» **What is required**: Locate all lines with the word "React". Copy them.

» **Source excerpt**:
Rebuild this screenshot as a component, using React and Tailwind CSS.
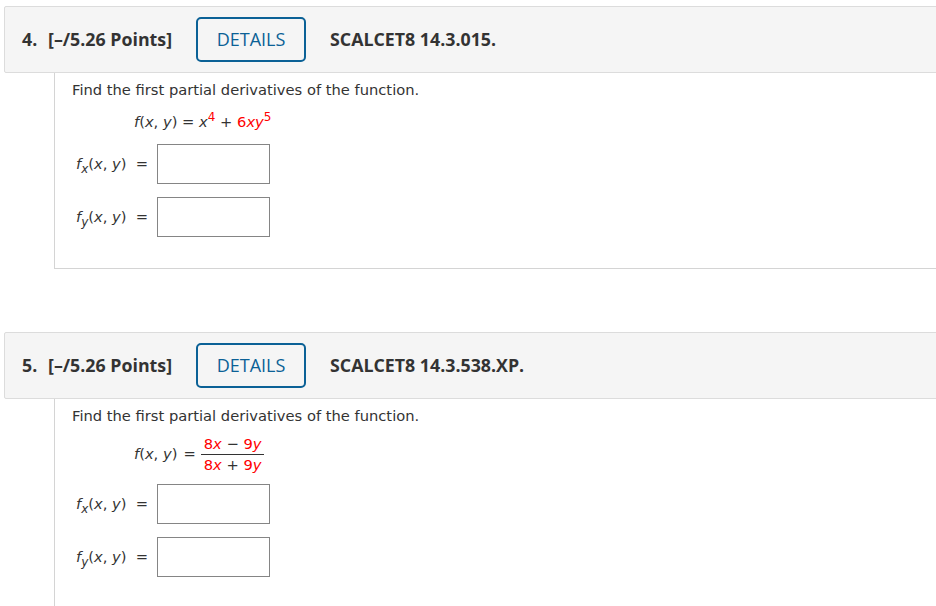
import React from "react";

const red = "text-[#ff0000]";

function Header({ num, code }) {
  return (
    <div className="ml-[4px] flex h-[67px] w-[1000px] items-center rounded-[2px] border border-[#dcdcdc] bg-[#f5f5f5] pl-[17px] font-['Open_Sans',sans-serif] text-[17.8px] font-bold text-[#333]">
      <span className="w-[26px]">{num}.</span>
      <span>[–/5.26 Points]</span>
      <button
        type="button"
        className="ml-[24px] h-[45px] w-[110px] rounded-[5px] border-2 border-[#0b6196] bg-white/0 text-[18px] font-medium text-[#0b6196]"
      >
        DETAILS
      </button>
      <span className="ml-[24px]">{code}</span>
    </div>
  );
}

function Fn({ name, sub }) {
  return (
    <span className="whitespace-nowrap">
      <i>{name}</i>
      {sub && (
        <span className="relative top-[4px] text-[12px] italic leading-none">{sub}</span>
      )}
      (<i>x</i>, <i>y</i>)
    </span>
  );
}

function AnswerRow({ sub, className }) {
  return (
    <div className={`flex items-center ${className}`}>
      <div className="flex w-[85px] items-center justify-between pl-[4px] pr-[9px]">
        <Fn name="f" sub={sub} />
        <span>=</span>
      </div>
      <div className="h-[40px] w-[113px] border border-[#858585] bg-white" />
    </div>
  );
}

function Body({ children, last }) {
  return (
    <div
      className={`ml-[54px] w-[1000px] border-l border-[#d4d4d4] pl-[17px] pt-[7px] font-['DejaVu_Sans',Verdana,sans-serif] text-[14.7px] text-[#333] ${
        last ? "pb-[40px]" : "border-b pb-[31px]"
      }`}
    >
      <p className="h-[20px] leading-[20px]">Find the first partial derivatives of the function.</p>
      {children}
    </div>
  );
}

export default function App() {
  return (
    <div className="h-[606px] w-[936px] overflow-hidden bg-white">
      <div className="pt-[6px]">
        <Header num={4} code="SCALCET8 14.3.015." />
        <Body>
          <div className="ml-[62px] mt-[12px] h-[20px] leading-[20px]">
            <Fn name="f" /> = <i>x</i>
            <sup className={`${red} text-[12px]`}>4</sup> +{" "}
            <span className={red}>
              6<i>xy</i>
              <sup className="text-[12px]">5</sup>
            </span>
          </div>
          <AnswerRow sub="x" className="mt-[12px]" />
          <AnswerRow sub="y" className="mt-[13px]" />
        </Body>

        <div className="h-[63px]" />

        <Header num={5} code="SCALCET8 14.3.538.XP." />
        <Body last>
          <div className="ml-[62px] mt-[9px] flex items-center">
            <Fn name="f" />
            <span className="ml-[6px]">=</span>
            <div className="ml-[5px] flex flex-col items-center leading-[18px]">
              <span className="px-[3px]">
                <span className={red}>
                  8<i>x</i>
                </span>{" "}
                −{" "}
                <span className={red}>
                  9<i>y</i>
                </span>
              </span>
              <span className="my-[1px] h-[1px] w-full bg-[#333]" />
              <span className="px-[3px]">
                <span className={red}>
                  8<i>x</i>
                </span>{" "}
                +{" "}
                <span className={red}>
                  9<i>y</i>
                </span>
              </span>
            </div>
          </div>
          <AnswerRow sub="x" className="mt-[10px]" />
          <AnswerRow sub="y" className="mt-[13px]" />
        </Body>
      </div>
    </div>
  );
}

» **Right answer**:
Rebuild this screenshot as a component, using React and Tailwind CSS.
import React from "react";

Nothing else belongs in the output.